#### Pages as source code
++++++++

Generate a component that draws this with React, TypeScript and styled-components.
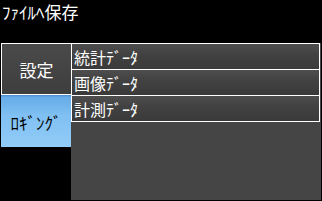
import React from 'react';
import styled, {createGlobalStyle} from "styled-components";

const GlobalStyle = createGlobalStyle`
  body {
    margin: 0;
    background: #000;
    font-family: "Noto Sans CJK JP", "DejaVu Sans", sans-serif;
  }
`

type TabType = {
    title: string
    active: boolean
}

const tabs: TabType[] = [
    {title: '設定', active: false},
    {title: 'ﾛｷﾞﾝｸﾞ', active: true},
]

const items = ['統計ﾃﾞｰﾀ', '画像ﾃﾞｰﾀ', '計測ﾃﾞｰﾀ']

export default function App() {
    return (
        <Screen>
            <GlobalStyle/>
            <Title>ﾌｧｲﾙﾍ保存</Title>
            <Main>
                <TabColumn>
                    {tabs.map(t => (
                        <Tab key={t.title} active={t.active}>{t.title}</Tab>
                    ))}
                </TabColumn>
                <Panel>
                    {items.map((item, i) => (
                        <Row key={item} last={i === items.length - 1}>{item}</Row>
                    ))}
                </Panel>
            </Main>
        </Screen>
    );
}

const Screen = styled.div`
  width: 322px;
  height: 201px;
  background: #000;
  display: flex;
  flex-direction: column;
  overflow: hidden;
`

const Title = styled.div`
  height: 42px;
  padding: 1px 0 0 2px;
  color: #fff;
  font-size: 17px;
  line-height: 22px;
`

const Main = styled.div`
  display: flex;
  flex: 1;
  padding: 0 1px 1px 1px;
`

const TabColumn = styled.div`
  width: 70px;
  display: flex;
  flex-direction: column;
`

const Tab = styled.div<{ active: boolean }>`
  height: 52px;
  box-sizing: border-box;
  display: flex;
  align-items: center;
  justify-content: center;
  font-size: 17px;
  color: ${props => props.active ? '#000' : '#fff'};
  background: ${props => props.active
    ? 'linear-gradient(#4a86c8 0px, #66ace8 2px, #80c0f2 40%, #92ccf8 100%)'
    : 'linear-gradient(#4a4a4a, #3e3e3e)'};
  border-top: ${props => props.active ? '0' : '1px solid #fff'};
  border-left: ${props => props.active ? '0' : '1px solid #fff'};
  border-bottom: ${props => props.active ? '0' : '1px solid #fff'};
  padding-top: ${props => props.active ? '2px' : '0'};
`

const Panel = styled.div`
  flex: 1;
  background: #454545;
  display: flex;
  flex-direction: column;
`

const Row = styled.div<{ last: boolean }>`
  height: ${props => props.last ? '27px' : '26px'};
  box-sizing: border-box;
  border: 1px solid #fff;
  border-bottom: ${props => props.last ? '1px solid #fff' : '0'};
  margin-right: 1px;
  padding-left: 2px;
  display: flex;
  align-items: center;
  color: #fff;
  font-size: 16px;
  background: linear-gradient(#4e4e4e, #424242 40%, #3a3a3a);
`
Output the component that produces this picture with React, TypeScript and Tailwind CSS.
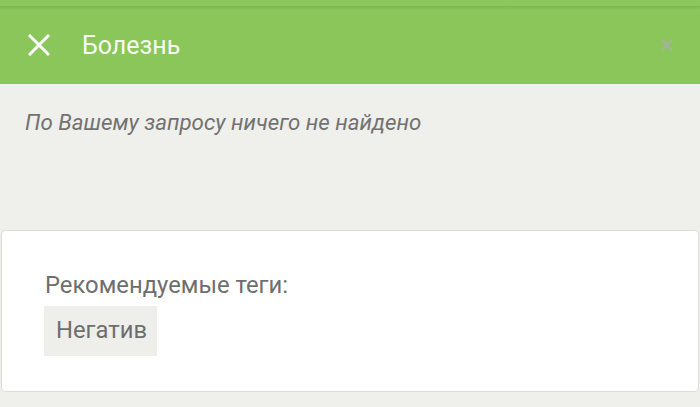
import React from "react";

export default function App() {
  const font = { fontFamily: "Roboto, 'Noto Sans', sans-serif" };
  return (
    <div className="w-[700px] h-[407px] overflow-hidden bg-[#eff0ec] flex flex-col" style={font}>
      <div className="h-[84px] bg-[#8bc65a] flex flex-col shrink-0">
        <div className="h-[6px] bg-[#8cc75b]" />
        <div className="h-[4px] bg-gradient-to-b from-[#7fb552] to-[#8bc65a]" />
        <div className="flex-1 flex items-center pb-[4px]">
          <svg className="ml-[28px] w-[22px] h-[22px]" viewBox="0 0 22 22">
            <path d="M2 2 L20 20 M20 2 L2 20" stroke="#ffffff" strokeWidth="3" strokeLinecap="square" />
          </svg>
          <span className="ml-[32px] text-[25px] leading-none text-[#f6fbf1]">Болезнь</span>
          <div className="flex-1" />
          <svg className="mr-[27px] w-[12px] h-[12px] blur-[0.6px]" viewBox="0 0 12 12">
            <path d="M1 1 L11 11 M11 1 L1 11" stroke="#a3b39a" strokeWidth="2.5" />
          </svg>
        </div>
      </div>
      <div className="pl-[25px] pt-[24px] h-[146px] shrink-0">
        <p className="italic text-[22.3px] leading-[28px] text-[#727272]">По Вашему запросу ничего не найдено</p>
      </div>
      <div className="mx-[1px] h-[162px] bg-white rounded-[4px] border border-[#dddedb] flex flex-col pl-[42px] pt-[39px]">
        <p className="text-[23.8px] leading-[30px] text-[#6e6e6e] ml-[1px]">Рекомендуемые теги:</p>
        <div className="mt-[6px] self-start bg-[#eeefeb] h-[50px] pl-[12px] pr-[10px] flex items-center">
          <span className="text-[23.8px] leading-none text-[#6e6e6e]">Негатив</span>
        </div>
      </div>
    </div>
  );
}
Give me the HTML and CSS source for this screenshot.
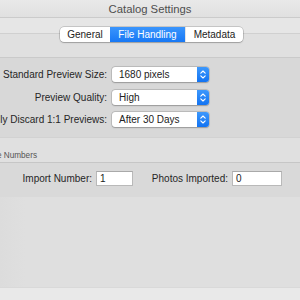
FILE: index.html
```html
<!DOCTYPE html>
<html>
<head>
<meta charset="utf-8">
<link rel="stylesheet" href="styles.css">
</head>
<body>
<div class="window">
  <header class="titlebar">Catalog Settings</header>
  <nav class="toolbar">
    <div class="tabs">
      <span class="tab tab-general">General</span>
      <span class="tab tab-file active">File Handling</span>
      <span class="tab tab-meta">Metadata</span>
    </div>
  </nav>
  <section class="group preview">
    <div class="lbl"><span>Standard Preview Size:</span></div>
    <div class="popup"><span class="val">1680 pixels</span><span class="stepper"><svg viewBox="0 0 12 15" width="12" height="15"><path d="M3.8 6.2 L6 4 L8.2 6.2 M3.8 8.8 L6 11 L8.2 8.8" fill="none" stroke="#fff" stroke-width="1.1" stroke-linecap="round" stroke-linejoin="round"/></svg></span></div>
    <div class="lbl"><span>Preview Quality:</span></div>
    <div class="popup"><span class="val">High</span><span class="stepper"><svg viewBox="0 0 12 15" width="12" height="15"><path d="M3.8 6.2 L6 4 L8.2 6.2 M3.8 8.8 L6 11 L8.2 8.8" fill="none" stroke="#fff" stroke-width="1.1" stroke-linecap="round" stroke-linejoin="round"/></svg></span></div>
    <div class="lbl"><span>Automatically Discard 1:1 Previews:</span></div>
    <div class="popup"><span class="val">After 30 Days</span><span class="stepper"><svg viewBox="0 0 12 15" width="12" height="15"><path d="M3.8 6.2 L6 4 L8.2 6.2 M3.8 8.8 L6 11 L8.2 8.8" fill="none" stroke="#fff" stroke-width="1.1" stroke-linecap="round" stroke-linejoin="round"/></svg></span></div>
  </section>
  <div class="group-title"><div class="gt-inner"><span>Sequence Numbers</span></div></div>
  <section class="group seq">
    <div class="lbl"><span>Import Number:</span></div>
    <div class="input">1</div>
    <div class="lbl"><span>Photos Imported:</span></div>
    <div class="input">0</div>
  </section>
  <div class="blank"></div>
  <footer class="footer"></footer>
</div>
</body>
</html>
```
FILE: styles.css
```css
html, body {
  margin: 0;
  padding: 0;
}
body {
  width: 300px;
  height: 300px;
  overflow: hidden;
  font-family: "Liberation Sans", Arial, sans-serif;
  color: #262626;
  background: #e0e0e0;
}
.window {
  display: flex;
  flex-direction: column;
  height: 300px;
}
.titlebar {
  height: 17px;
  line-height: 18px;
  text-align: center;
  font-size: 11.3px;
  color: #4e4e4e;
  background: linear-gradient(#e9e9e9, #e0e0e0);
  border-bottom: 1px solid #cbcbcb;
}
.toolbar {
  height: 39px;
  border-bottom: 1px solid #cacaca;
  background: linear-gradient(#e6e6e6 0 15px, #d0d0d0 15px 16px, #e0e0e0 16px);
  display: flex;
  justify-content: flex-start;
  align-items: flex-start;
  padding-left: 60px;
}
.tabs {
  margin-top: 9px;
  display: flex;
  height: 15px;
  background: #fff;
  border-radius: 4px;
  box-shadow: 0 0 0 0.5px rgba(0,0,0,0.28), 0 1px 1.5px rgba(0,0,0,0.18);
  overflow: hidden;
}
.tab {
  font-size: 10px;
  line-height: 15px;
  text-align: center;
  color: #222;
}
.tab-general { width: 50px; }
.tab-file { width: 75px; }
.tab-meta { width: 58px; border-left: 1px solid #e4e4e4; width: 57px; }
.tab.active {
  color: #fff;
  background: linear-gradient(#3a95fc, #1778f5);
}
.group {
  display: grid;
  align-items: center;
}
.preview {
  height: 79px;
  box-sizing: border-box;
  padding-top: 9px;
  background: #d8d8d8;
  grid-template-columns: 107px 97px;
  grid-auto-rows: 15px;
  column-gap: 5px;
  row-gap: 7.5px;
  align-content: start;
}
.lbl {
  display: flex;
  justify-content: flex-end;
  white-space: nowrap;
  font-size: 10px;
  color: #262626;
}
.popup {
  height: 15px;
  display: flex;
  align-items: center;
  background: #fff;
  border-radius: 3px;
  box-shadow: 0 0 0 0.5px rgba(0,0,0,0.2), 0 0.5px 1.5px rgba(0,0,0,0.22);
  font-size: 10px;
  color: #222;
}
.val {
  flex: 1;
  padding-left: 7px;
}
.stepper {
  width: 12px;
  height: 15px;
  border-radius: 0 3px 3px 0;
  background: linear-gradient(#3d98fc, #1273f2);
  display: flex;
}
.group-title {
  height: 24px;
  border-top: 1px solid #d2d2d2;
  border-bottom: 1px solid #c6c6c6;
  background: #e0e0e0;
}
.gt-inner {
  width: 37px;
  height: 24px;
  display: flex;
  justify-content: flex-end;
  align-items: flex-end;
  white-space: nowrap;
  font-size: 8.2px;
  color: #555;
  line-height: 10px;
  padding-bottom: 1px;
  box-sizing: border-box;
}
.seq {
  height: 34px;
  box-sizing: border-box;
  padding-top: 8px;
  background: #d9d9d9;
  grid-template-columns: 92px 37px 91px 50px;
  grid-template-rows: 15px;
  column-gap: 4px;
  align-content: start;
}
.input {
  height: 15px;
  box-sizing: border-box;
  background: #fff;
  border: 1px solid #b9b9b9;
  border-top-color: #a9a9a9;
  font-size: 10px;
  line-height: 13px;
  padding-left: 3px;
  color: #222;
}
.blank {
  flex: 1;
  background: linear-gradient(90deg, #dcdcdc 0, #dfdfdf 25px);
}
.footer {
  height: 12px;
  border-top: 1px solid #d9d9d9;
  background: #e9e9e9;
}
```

++++++++

Reproduce every line from the entries that holds the word "with".

Generate a component that draws this with React, TypeScript and styled-components.
Output the component that produces this picture with React, TypeScript and Tailwind CSS.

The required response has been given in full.